表層的には、依頼人や証言を欺くためのトリック、もしくは「“しのぶ”って名前、男でも女でもいるしね。坂上忍のパソコンから、大竹しのぶがメールしても、分かんないっしょ?」という女優(坂井真紀)の的外れさを表現するギャグが実は伏線になっていたという回収なのだが、深層においては、この物語を端的に表現してしまっている。

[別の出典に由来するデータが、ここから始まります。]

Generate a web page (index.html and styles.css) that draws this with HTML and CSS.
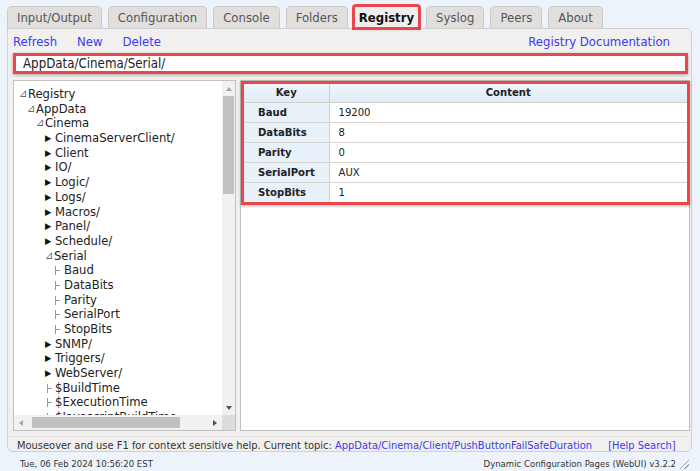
FILE: index.html
```html
<!DOCTYPE html>
<html>
<head>
<meta charset="utf-8">
<link rel="stylesheet" href="styles.css">
</head>
<body>
<div class="page">
  <div class="tabs">
    <div class="tab">Input/Output</div>
    <div class="tab">Configuration</div>
    <div class="tab">Console</div>
    <div class="tab">Folders</div>
    <div class="tab active">Registry</div>
    <div class="tab">Syslog</div>
    <div class="tab">Peers</div>
    <div class="tab">About</div>
  </div>
  <div class="panel">
    <div class="toolbar">
      <div class="actions"><a>Refresh</a><a>New</a><a>Delete</a></div>
      <a>Registry Documentation</a>
    </div>
    <div class="path">AppData/Cinema/Serial/</div>
    <div class="content">
      <div class="tree">
        <div class="tree-body">
          <div class="row l0"><span class="ic open">⊿</span>Registry</div>
          <div class="row l1"><span class="ic open">⊿</span>AppData</div>
          <div class="row l2"><span class="ic open">⊿</span>Cinema</div>
          <div class="row l3"><span class="ic shut">▶</span>CinemaServerClient/</div>
          <div class="row l3"><span class="ic shut">▶</span>Client</div>
          <div class="row l3"><span class="ic shut">▶</span>IO/</div>
          <div class="row l3"><span class="ic shut">▶</span>Logic/</div>
          <div class="row l3"><span class="ic shut">▶</span>Logs/</div>
          <div class="row l3"><span class="ic shut">▶</span>Macros/</div>
          <div class="row l3"><span class="ic shut">▶</span>Panel/</div>
          <div class="row l3"><span class="ic shut">▶</span>Schedule/</div>
          <div class="row l3"><span class="ic open">⊿</span>Serial</div>
          <div class="row l4"><span class="ic leaf"></span>Baud</div>
          <div class="row l4"><span class="ic leaf"></span>DataBits</div>
          <div class="row l4"><span class="ic leaf"></span>Parity</div>
          <div class="row l4"><span class="ic leaf"></span>SerialPort</div>
          <div class="row l4"><span class="ic leaf"></span>StopBits</div>
          <div class="row l3"><span class="ic shut">▶</span>SNMP/</div>
          <div class="row l3"><span class="ic shut">▶</span>Triggers/</div>
          <div class="row l3"><span class="ic shut">▶</span>WebServer/</div>
          <div class="row l3"><span class="ic leaf"></span>$BuildTime</div>
          <div class="row l3"><span class="ic leaf"></span>$ExecutionTime</div>
          <div class="row l3"><span class="ic leaf"></span>$JavascriptBuildTime</div>
        </div>
        <div class="vscroll">
          <span class="arrow up"></span>
          <div class="vthumb"></div>
          <span class="arrow down"></span>
        </div>
        <div class="hscroll">
          <span class="arrow left"></span>
          <div class="hthumb"></div>
          <span class="arrow right"></span>
        </div>
        <div class="corner"></div>
      </div>
      <div class="details">
        <div class="tablebox">
          <table class="kv">
            <thead><tr><th class="k">Key</th><th>Content</th></tr></thead>
            <tbody>
              <tr><td class="k">Baud</td><td>19200</td></tr>
              <tr><td class="k">DataBits</td><td>8</td></tr>
              <tr><td class="k">Parity</td><td>0</td></tr>
              <tr><td class="k">SerialPort</td><td>AUX</td></tr>
              <tr><td class="k">StopBits</td><td>1</td></tr>
            </tbody>
          </table>
        </div>
      </div>
    </div>
    <div class="status">Mouseover and use F1 for context sensitive help. Current topic: <a>AppData/Cinema/Client/PushButtonFailSafeDuration</a><a class="help">[Help Search]</a></div>
  </div>
  <div class="footer">
    <span>Tue, 06 Feb 2024 10:56:20 EST</span>
    <span class="ver">Dynamic Configuration Pages (WebUI) v3.2.2 <span class="grip"></span></span>
  </div>
</div>
</body>
</html>
```
FILE: styles.css
```css
* { box-sizing: border-box; }
html, body { margin: 0; padding: 0; }
body {
  background: #ecf3fb;
  font-family: "DejaVu Sans Condensed", "DejaVu Sans", sans-serif;
  font-stretch: condensed;
  color: #222;
  width: 700px;
  height: 471px;
  overflow: hidden;
}
.page { padding: 6px 8px 0 7px; }
a { color: #3a3af2; text-decoration: none; }

.tabs { display: flex; gap: 6px; height: 22px; }
.tab {
  padding: 0 9px;
  height: 22px;
  line-height: 21px;
  font-size: 13px;
  color: #555;
  background: #e0dfde;
  border: 1px solid #cbc9c7;
  border-bottom: none;
  border-radius: 5px 5px 0 0;
}
.tab.active {
  font-weight: bold;
  color: #111;
  background: #efeeed;
  padding: 0 4px;
  outline: 3px solid #e8474b;
  outline-offset: -1px;
  border-radius: 2px 2px 0 0;
  box-shadow: 0 1px 3px rgba(0,0,0,0.35);
  margin: 0 1px 0 0;
}

.panel {
  background: #f1f0ef;
  border: 1px solid #d2d0ce;
  border-radius: 0 6px 6px 6px;
  padding: 5px 1px 0 5px;
  height: 424px;
  display: flex;
  flex-direction: column;
}
.toolbar {
  display: flex;
  justify-content: space-between;
  height: 16px;
  line-height: 16px;
  font-size: 13px;
  padding-right: 20px;
}
.actions { display: flex; gap: 20px; }
.path {
  margin: 3px 2px 0 0;
  height: 21px;
  border: 3px solid #e8474b;
  background: #fff;
  font-size: 13.2px;
  line-height: 15px;
  padding-left: 7px;
  color: #222;
  box-shadow: 0 1px 3px rgba(0,0,0,0.3);
}
.content {
  margin-top: 6px;
  height: 351px;
  display: flex;
  gap: 4px;
}
.tree {
  width: 223px;
  border: 1px solid #c2c0be;
  background: #fff;
  display: grid;
  grid-template-columns: 1fr 13px;
  grid-template-rows: 1fr 15px;
  overflow: hidden;
}
.tree-body {
  overflow: hidden;
  padding-top: 6px;
  font-size: 12.9px;
  line-height: 14.7px;
  color: #222;
  white-space: nowrap;
}
.row { height: 14.7px; }
.l0 { padding-left: 5px; }
.l1 { padding-left: 13px; }
.l2 { padding-left: 22px; }
.l3 { padding-left: 31px; }
.l4 { padding-left: 39px; }
.ic { display: inline-block; width: 9px; vertical-align: top; }
.ic.open { font-size: 11px; color: #666; width: 9px; }
.ic.shut { font-size: 9px; color: #111; width: 10px; }
.ic.leaf { height: 14.7px; position: relative; width: 11px; }
.ic.leaf::before {
  content: ""; position: absolute; left: 2px; top: 3px; height: 9px; width: 0;
  border-left: 1px solid #999;
}
.ic.leaf::after {
  content: ""; position: absolute; left: 2px; top: 7px; width: 5px; height: 0;
  border-top: 1px solid #999;
}
.l3 .ic.leaf { width: 10px; }
.vscroll {
  background: #f1f1f1;
  display: flex;
  flex-direction: column;
  align-items: center;
}
.vthumb { width: 11px; height: 98px; background: #c1c1c1; margin-top: 5px; }
.vscroll .arrow.down { margin-top: auto; margin-bottom: 5px; }
.arrow { width: 0; height: 0; border: 3px solid transparent; }
.arrow.up { border-bottom: 4px solid #a3a3a3; border-top: none; margin-top: 6px; }
.arrow.down { border-top: 4px solid #505050; border-bottom: none; }
.hscroll {
  background: #f1f1f1;
  display: flex;
  align-items: center;
  padding: 0 5px;
}
.arrow.left { border-right: 4px solid #a3a3a3; border-left: none; }
.arrow.right { border-left: 4px solid #505050; border-right: none; margin-left: auto; }
.hthumb { width: 148px; height: 11px; background: #c1c1c1; margin-left: 9px; }
.corner { background: #dcdcdc; }

.details {
  flex: 1;
  border: 1px solid #c2c0be;
  background: #fff;
}
.tablebox {
  border: 3px solid #e8474b;
  box-shadow: 0 1px 3px rgba(0,0,0,0.3);
  margin-right: -1px;
}
.kv { width: 100%; border-collapse: collapse; font-size: 11.2px; }
.kv th {
  height: 18px;
  background: linear-gradient(#eef5fc, #e1ecf7);
  font-weight: bold;
  text-align: center;
  border-bottom: 1px solid #d3cec9;
  color: #222;
}
.kv th.k { width: 85px; border-right: 1px solid #d3cec9; }
.kv td {
  height: 20px;
  border-top: 1px solid #d8d3ce;
  padding: 0 0 0 9px;
  color: #222;
}
.kv tr:first-child td { border-top: none; }
.kv td.k {
  background: #e8f1fa;
  font-weight: bold;
  padding-left: 14px;
  border-right: 1px solid #d3cec9;
}

.status {
  margin: 5px 4px 0 -4px;
  padding: 2px 0 0 8px;
  border-top: 1px solid #e2e0de;
  font-size: 11px;
  line-height: 14px;
  color: #333;
  white-space: nowrap;
}
.status .help { margin-left: 16px; }

.footer {
  display: flex;
  justify-content: space-between;
  padding: 6px 3px 0 13px;
  font-size: 9.5px;
  color: #333;
  line-height: 12px;
}
.ver { display: flex; align-items: center; gap: 4px; }
.grip {
  width: 9px; height: 9px;
  background: linear-gradient(135deg, transparent 45%, #aaa 45%, #aaa 55%, transparent 55%, transparent 70%, #aaa 70%, #aaa 80%, transparent 80%);
}
```
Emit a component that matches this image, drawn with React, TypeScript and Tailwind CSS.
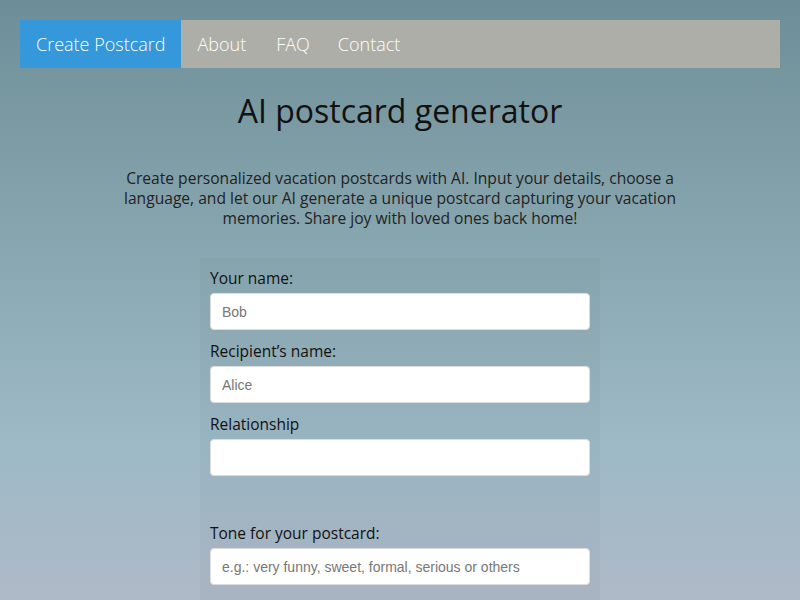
const fields = [
  { label: "Your name:", placeholder: "Bob" },
  { label: "Recipient’s name:", placeholder: "Alice" },
  { label: "Relationship", placeholder: "" },
];

function Field({ label, placeholder }: { label: string; placeholder: string }) {
  return (
    <div className="mb-[11px]">
      <label className="mb-[5px] block text-[15.5px] leading-[20px] font-medium text-[#111]">{label}</label>
      <input
        type="text"
        placeholder={placeholder}
        className="h-[37px] w-full rounded-[4px] border border-[#ddd] bg-white px-[11px] font-['Liberation_Sans',Arial,sans-serif] text-[14px] text-[#333] placeholder:text-[#777] outline-none"
      />
    </div>
  );
}

export default function App() {
  return (
    <div className="min-h-[600px] bg-[linear-gradient(180deg,#6d8e98_0%,#86a4ae_35%,#9dbac6_70%,#b3b9c8_100%)] px-5 pt-5 font-['Open_Sans',sans-serif]">
      <nav className="flex h-12 items-stretch bg-[#aeaea8] text-[18px] font-light text-white">
        <a className="flex items-center bg-[#3498db] px-4">Create Postcard</a>
        <a className="flex items-center px-4">About</a>
        <a className="flex items-center px-[14px]">FAQ</a>
        <a className="flex items-center px-[14px]">Contact</a>
      </nav>

      <h1 className="mt-6 text-center text-[32px] leading-[38px] font-medium text-[#111]">
        AI postcard generator
      </h1>
      <p className="mx-auto mt-[38px] max-w-[580px] text-center text-[15.6px] leading-[20px] text-[#222]">
        Create personalized vacation postcards with AI. Input your details, choose a language, and let our AI
        generate a unique postcard capturing your vacation memories. Share joy with loved ones back home!
      </p>

      <form className="mx-auto mt-[30px] w-[400px] bg-black/[0.025] px-[10px] pt-[10px] pb-6">
        {fields.map((f) => (
          <Field key={f.label} label={f.label} placeholder={f.placeholder} />
        ))}
        <div className="h-9" />
        <Field label="Tone for your postcard:" placeholder="e.g.: very funny, sweet, formal, serious or others" />
        <p className="text-center text-[15px] leading-[20px] text-[#222]">Choose the language for your postcard</p>
      </form>
    </div>
  );
}
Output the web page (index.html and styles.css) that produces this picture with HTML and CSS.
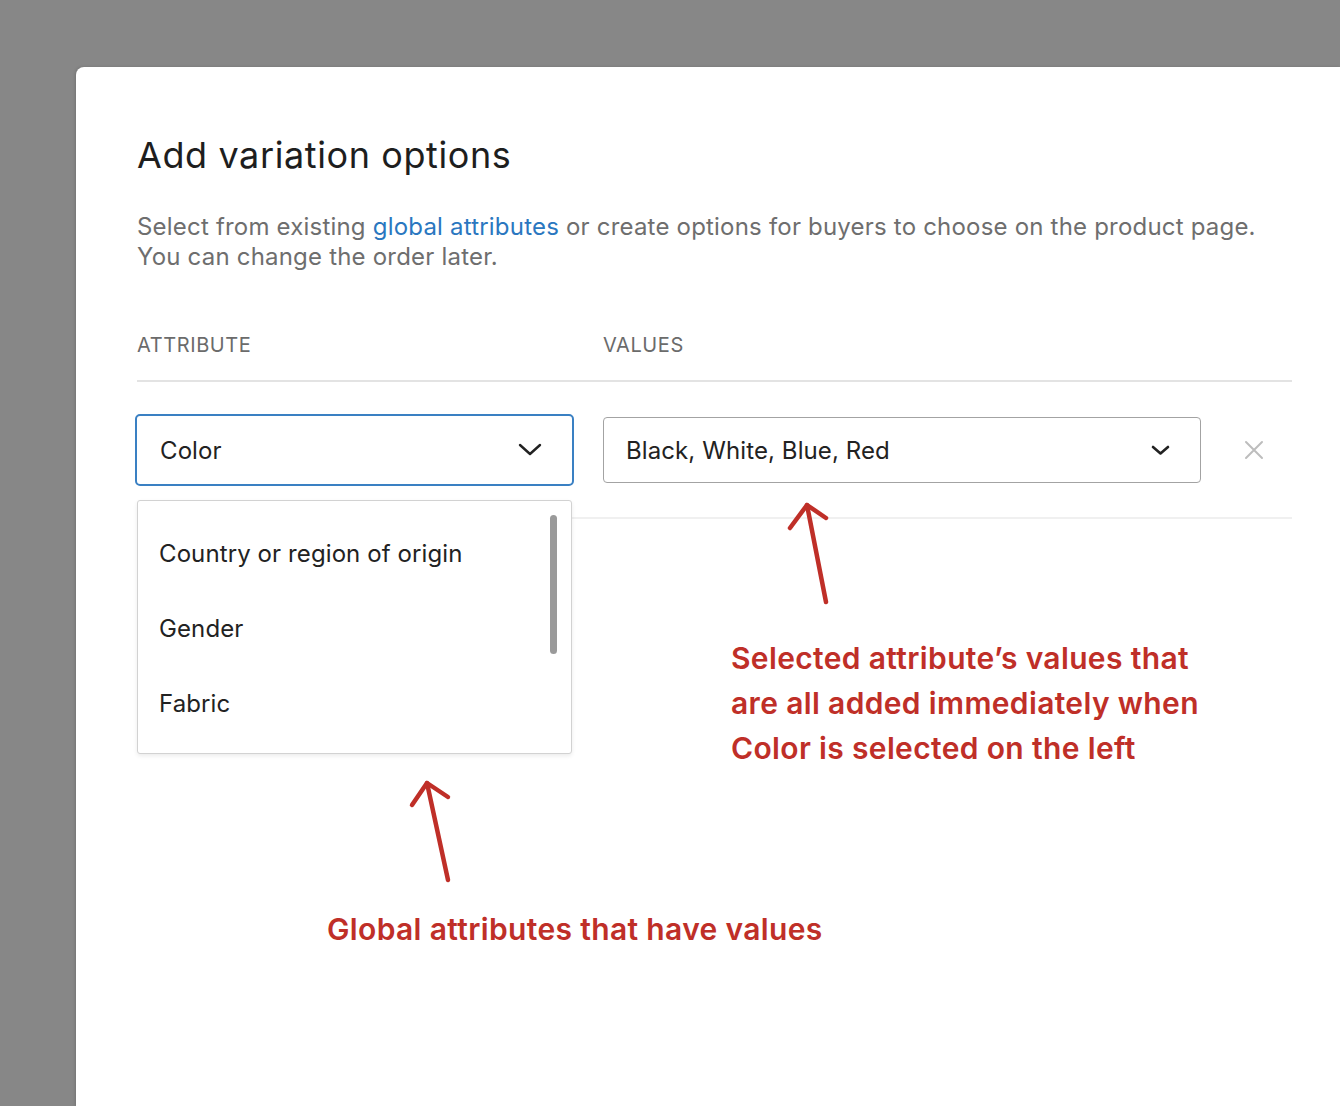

彼女はしのぶで/俺もしのぶ・・・この混濁性である。それはこれまでも随所に顔を出してきた。白いシャツから流れる血、クリスマスケーキのクリームと苺、なます(大根と人参)、サンタクロースやえどっこヨーグルトのカラーリングと、赤と白の”混じり合”いを画でもって執拗に提示していた1話。各回の女たちの回想シーンにおいては、馬場カヨの夫も、財テク菅野美穂)の父も、姉御(森下愛子)の若えのも、女優の追っかける舞台俳優も、その誰もが板橋吾郎の姿で再現されていた。これだけでは「男社会の象徴としての板橋吾郎」という混濁に思えたが、混濁性はそこだけには留まらない。財テクが、事件の被害者である横山ユキ(雛形あきこ)をイタコのように降霊してみせ、板橋吾郎の父もまた伊勢谷友介の姿で再現され、マニュアル娘であった高山(大幡しえり)は先生の”おせっかいぶり”を、若えの(尾見としのり)のは「形だけ」と前組長の口癖を、継承する。誰もが関係を結ぶことで影響され混じり合っていく。


すなわち『監獄のお姫さま』においては、被害者と加害者もがっぷりと組合い、混濁している。男性によって傷つけられた女性たちが連帯して復讐するという、一方通行的な物語ではないのだ。そもそも、女優やリン(江井エステファニー)の罪はそれぞれ結婚詐欺と美人局、明らかに搾取する側だ。板橋吾郎を狂気にからめとった原因が、しのぶの父が経営する江戸川乳業に勤めていた父のリストラにあるというのも、示唆的であるし、女たちは皮肉なことに、加害者である板橋吾郎の作るヨーグルトを食べ、板橋吾郎がチビ社長としてリリースしたCMソングを歌うことで、連帯し、慰められている。



誰もが混濁する世界においては、その役割も移ろいゆくのが自然のこと。吾郎のように社長という役割に固執するのはナンセンスなのだ。晴海(乙葉)は見事すぎるほどに母としての役割をしのぶから引き継ぎ、先生は年齢に関係なく受刑者たちの母となる。母の役割を奪われたしのぶはどうだろう。

勇介「おばさん、だあれ?」
馬場「お姫さまよ」
勇介「はじめまして、お姫さま」

かつては母で、今は誰ともわからぬおばさんが、いとも簡単にお姫さまに変身する。「どのおばさんも、みんな誰かの姫なんだよ」というのぶりん(塚本高史)のパンチラインは、正直「何言ってるかよくわからないです」という感じなのだが、この軽やかな変容は支持したいのである。